Code that builds pages:

___

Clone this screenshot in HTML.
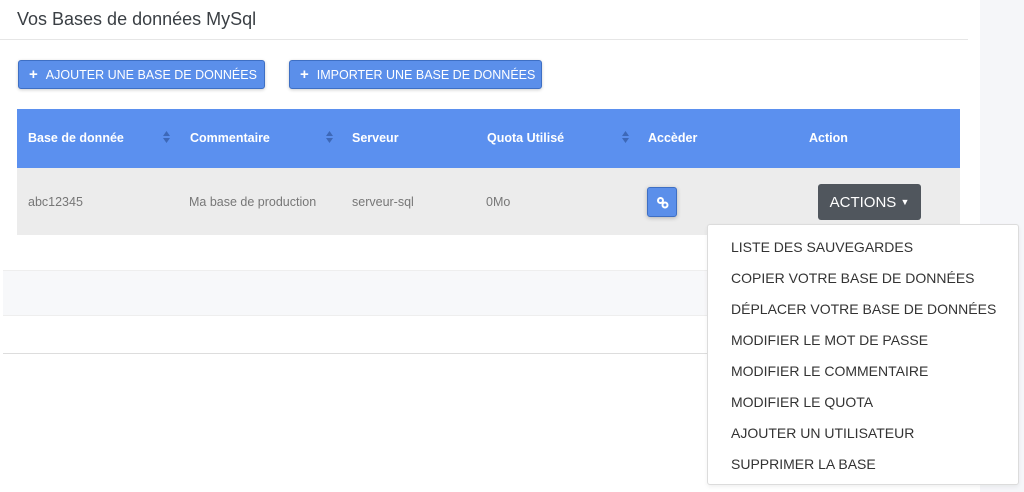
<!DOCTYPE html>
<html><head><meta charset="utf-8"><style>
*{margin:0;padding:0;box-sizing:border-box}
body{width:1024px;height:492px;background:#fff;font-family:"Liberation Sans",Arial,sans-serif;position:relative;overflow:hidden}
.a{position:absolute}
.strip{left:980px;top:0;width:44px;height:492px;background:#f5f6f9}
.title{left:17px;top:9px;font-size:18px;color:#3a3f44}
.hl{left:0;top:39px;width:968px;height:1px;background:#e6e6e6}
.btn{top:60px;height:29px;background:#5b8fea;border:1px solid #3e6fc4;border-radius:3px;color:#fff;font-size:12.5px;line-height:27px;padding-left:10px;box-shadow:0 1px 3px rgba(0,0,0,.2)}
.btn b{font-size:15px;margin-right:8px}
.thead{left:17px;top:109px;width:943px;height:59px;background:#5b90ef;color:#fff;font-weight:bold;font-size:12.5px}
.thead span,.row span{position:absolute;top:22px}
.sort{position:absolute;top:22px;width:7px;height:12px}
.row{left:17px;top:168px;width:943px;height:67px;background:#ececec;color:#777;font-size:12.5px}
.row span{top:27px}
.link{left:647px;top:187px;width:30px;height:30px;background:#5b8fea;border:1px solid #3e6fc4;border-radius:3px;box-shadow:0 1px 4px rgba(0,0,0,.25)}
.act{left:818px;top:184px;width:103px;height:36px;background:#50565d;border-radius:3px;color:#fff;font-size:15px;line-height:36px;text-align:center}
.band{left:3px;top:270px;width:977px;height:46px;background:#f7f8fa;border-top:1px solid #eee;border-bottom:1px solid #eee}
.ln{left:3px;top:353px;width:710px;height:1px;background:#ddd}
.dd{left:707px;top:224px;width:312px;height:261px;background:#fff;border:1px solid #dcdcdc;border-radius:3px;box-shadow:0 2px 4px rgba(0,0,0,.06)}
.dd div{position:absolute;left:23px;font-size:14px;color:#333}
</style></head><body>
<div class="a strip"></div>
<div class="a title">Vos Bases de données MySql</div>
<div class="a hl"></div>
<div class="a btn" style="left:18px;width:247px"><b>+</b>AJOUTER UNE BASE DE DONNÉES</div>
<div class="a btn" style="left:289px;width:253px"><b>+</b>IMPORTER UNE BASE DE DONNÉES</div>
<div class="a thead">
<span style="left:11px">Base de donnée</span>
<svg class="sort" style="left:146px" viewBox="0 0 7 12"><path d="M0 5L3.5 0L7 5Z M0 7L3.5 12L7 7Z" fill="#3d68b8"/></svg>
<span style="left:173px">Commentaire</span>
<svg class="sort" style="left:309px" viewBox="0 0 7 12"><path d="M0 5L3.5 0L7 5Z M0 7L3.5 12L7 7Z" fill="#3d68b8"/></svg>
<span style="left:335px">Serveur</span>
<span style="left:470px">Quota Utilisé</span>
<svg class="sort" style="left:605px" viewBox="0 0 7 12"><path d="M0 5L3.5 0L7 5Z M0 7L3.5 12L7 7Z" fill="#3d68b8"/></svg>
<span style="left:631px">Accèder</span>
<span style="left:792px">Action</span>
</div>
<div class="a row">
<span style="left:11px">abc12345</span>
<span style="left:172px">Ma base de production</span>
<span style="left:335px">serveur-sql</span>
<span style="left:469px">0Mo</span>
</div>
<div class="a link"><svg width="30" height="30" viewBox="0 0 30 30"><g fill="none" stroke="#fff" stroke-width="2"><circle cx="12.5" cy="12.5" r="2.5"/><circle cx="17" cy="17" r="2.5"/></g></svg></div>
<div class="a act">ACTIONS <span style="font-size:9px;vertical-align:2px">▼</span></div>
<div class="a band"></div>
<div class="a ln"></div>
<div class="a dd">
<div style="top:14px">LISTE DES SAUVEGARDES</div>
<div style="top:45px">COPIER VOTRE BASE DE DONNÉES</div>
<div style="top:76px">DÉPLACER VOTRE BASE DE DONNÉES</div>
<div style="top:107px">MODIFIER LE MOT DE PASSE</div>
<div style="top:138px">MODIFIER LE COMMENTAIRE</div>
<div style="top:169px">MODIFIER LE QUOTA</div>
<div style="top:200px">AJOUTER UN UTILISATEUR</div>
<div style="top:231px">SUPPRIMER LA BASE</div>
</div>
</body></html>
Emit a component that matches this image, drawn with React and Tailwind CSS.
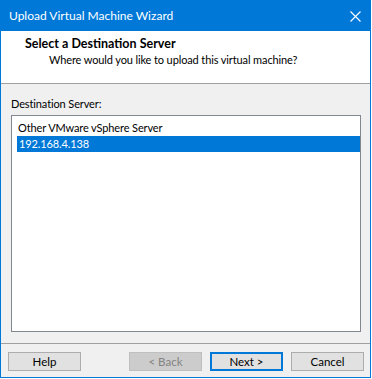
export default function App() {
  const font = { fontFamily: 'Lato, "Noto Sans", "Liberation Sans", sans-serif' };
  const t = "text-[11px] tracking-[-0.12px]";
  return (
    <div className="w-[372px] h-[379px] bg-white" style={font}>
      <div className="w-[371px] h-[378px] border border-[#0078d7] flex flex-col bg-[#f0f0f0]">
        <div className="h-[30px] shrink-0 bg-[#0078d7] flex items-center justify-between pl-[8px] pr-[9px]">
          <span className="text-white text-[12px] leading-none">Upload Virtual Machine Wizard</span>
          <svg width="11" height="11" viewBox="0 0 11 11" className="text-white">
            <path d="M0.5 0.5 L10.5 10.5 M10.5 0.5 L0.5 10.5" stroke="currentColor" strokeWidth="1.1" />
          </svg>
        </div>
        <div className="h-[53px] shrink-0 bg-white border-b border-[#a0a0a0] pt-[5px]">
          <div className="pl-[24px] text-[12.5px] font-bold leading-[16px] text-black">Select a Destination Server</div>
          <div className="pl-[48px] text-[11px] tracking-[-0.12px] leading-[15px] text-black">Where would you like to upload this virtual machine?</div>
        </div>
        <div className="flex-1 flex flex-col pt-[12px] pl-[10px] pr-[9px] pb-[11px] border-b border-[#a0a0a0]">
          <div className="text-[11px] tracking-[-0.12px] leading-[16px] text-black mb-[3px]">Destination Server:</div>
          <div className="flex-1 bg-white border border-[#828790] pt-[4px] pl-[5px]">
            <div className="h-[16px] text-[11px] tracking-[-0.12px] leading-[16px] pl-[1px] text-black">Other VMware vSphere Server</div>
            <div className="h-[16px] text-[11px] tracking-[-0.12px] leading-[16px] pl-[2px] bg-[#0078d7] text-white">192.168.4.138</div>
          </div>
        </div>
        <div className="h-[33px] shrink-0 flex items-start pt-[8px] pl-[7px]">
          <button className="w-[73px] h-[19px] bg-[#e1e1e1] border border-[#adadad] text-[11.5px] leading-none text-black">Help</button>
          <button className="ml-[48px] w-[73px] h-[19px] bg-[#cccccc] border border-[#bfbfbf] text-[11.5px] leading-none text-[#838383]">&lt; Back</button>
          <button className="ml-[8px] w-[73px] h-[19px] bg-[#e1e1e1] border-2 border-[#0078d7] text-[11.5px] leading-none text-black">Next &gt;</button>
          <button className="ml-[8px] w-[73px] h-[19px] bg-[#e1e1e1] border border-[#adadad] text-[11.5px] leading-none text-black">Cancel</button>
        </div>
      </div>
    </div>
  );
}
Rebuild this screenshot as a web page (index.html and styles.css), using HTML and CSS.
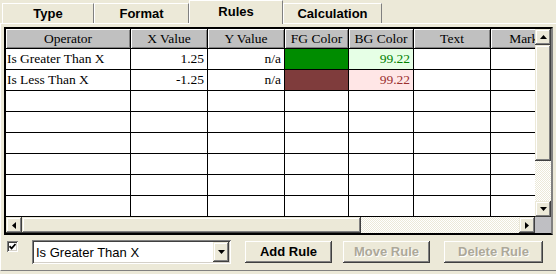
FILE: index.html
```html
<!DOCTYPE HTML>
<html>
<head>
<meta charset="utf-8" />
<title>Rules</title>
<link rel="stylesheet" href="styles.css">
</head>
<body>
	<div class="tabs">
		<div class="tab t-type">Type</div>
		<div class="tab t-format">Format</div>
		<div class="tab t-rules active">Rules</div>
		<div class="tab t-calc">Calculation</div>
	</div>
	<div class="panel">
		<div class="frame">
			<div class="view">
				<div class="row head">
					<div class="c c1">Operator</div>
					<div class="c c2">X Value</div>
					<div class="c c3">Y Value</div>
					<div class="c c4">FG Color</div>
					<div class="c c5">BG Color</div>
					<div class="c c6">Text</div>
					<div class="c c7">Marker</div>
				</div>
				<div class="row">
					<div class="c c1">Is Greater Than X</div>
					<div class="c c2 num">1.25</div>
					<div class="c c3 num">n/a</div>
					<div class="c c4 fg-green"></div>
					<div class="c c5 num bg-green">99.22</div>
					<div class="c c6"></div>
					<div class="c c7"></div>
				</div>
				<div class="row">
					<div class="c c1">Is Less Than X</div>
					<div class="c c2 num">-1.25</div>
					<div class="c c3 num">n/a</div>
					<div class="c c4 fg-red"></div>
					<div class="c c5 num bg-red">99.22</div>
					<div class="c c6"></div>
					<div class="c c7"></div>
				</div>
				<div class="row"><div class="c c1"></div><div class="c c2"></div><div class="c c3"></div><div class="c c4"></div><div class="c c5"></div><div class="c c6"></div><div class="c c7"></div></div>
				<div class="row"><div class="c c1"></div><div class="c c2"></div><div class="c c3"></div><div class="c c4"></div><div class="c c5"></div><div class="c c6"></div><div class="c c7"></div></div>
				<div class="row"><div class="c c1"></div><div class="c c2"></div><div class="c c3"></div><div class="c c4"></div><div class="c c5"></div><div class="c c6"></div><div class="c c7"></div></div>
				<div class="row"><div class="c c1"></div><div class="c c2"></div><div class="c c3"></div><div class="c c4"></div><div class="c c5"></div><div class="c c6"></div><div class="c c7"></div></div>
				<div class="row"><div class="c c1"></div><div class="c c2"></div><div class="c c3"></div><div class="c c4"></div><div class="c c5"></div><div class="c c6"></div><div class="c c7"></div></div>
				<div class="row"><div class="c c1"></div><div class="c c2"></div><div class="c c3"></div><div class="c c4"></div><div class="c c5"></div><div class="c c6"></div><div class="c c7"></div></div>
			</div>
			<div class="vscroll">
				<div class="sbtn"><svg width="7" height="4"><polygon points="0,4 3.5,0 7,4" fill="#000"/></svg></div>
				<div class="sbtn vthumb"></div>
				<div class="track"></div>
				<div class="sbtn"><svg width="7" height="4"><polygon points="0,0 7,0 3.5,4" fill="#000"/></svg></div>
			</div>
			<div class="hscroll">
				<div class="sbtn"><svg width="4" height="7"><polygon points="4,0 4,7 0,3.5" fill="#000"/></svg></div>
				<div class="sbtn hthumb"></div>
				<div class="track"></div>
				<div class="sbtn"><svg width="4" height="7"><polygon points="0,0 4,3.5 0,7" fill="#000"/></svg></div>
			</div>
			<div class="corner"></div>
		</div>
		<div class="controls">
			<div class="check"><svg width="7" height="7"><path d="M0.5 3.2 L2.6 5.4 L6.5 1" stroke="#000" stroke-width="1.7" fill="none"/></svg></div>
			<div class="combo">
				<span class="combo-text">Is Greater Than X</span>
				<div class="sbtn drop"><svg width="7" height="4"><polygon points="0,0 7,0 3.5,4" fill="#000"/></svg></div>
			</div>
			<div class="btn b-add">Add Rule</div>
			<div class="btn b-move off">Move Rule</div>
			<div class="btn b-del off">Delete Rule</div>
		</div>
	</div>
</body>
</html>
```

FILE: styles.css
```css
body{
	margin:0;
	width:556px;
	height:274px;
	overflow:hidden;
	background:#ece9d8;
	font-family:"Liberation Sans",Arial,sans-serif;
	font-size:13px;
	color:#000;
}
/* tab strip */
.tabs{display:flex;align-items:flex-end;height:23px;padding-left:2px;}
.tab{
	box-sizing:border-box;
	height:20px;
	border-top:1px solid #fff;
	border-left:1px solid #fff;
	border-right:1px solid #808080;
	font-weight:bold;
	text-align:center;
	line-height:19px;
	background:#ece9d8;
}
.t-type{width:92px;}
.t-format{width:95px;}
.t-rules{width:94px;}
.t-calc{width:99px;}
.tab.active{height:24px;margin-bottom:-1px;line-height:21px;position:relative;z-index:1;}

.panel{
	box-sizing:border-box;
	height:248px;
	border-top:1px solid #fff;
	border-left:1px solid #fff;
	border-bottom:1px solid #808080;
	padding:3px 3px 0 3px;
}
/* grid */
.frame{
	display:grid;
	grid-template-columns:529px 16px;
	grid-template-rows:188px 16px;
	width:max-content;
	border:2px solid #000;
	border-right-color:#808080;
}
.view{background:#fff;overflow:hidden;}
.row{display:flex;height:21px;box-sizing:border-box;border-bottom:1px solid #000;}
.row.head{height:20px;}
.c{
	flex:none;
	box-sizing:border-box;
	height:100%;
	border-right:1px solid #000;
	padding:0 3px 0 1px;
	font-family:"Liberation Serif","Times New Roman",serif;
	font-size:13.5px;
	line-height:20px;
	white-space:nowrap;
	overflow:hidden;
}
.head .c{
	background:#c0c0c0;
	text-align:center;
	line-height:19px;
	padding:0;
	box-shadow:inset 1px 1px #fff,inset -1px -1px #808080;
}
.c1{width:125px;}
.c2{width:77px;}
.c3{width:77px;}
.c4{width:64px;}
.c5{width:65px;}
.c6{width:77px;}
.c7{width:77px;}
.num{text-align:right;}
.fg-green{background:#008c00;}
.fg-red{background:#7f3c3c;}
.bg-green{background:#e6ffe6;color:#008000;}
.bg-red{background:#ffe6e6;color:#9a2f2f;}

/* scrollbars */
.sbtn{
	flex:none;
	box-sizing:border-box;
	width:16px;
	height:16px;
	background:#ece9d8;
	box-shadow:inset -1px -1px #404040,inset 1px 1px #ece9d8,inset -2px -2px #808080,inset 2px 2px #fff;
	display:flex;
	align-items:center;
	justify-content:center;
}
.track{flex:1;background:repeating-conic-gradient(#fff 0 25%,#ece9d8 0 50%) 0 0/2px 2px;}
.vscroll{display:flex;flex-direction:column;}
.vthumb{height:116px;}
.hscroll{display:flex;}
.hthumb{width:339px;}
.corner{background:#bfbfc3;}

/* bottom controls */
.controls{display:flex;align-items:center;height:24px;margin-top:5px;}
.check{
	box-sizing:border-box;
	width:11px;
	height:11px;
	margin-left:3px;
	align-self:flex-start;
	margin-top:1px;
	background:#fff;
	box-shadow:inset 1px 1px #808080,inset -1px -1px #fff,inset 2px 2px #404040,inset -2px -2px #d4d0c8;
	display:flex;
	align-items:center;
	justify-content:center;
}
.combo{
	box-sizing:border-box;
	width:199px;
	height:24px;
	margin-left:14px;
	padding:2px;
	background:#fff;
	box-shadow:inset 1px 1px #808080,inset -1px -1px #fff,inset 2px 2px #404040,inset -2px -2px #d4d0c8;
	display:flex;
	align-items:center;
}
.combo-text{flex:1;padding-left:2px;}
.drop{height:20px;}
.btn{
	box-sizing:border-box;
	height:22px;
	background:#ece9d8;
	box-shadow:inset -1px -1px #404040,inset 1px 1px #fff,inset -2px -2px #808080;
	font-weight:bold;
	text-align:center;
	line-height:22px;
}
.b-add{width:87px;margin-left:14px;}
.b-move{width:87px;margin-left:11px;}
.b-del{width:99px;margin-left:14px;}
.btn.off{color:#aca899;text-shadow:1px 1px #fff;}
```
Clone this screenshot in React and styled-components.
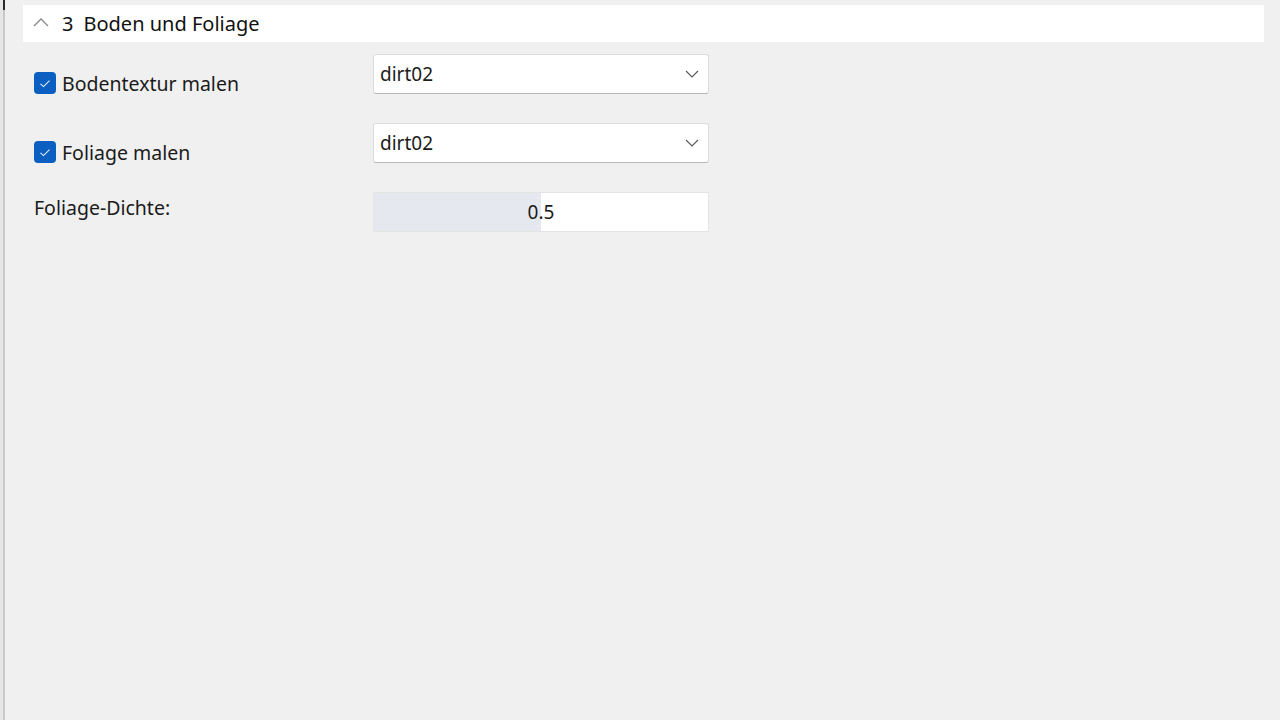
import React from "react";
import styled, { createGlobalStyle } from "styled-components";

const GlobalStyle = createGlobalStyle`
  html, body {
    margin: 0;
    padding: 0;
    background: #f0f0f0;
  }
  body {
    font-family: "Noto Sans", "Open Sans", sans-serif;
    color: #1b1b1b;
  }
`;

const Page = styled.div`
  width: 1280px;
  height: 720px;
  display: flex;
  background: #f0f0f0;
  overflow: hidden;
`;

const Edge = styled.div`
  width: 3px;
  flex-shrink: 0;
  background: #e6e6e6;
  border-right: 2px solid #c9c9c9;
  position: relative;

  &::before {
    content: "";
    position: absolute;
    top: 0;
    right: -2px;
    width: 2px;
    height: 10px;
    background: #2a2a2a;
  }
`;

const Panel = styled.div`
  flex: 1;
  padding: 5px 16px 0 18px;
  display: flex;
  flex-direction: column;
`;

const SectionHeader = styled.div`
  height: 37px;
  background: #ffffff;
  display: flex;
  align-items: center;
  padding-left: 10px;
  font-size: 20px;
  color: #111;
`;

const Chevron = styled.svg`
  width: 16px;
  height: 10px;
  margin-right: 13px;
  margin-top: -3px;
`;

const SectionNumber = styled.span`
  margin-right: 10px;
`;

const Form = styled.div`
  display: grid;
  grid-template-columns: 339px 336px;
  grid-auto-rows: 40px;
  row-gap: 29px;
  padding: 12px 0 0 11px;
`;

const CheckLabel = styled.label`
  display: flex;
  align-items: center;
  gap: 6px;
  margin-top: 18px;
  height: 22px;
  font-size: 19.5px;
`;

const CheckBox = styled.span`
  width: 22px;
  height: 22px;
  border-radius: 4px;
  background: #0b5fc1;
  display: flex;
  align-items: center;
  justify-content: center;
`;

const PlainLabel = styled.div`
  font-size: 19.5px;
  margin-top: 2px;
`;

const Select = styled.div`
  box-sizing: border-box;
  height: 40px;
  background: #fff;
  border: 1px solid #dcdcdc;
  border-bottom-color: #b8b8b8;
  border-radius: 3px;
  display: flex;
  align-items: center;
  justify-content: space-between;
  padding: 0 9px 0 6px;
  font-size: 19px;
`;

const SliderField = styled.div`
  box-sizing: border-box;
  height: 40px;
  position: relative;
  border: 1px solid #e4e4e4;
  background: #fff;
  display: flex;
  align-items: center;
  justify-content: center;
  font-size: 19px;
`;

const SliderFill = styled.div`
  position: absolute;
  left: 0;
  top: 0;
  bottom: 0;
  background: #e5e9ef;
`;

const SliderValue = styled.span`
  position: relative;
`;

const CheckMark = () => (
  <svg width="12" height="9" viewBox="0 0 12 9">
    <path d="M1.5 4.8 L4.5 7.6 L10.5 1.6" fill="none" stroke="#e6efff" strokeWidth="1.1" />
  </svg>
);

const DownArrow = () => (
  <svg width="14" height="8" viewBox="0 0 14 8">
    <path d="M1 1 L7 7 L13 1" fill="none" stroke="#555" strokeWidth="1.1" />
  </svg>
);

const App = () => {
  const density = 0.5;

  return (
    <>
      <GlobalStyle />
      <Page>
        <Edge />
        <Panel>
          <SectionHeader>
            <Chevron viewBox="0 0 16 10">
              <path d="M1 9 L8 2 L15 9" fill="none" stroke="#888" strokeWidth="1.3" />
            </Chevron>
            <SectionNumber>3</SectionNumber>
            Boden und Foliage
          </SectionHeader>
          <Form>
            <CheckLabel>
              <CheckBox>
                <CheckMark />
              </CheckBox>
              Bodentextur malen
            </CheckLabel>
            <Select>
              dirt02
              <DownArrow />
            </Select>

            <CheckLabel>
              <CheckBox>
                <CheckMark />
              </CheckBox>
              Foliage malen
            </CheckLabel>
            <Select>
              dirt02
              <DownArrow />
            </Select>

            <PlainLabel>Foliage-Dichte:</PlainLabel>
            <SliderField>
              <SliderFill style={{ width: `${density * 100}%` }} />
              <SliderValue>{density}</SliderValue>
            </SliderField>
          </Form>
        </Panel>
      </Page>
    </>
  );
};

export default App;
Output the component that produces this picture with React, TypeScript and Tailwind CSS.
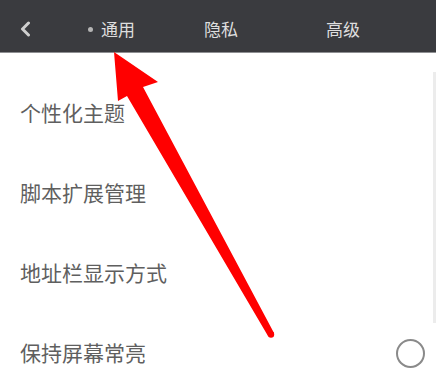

___

Exercise aim:
Filter the records above for lines containing the word "this", and copy those lines.

Written response:
Clone this screenshot in HTML.
Emit a component that matches this image, drawn with React and Tailwind CSS.
          <div className="pl-[48px] text-[11px] tracking-[-0.12px] leading-[15px] text-black">Where would you like to upload this virtual machine?</div>
Rebuild this screenshot as a web page (index.html and styles.css), using HTML and CSS.
Clone this screenshot in React and styled-components.
Output the component that produces this picture with React, TypeScript and Tailwind CSS.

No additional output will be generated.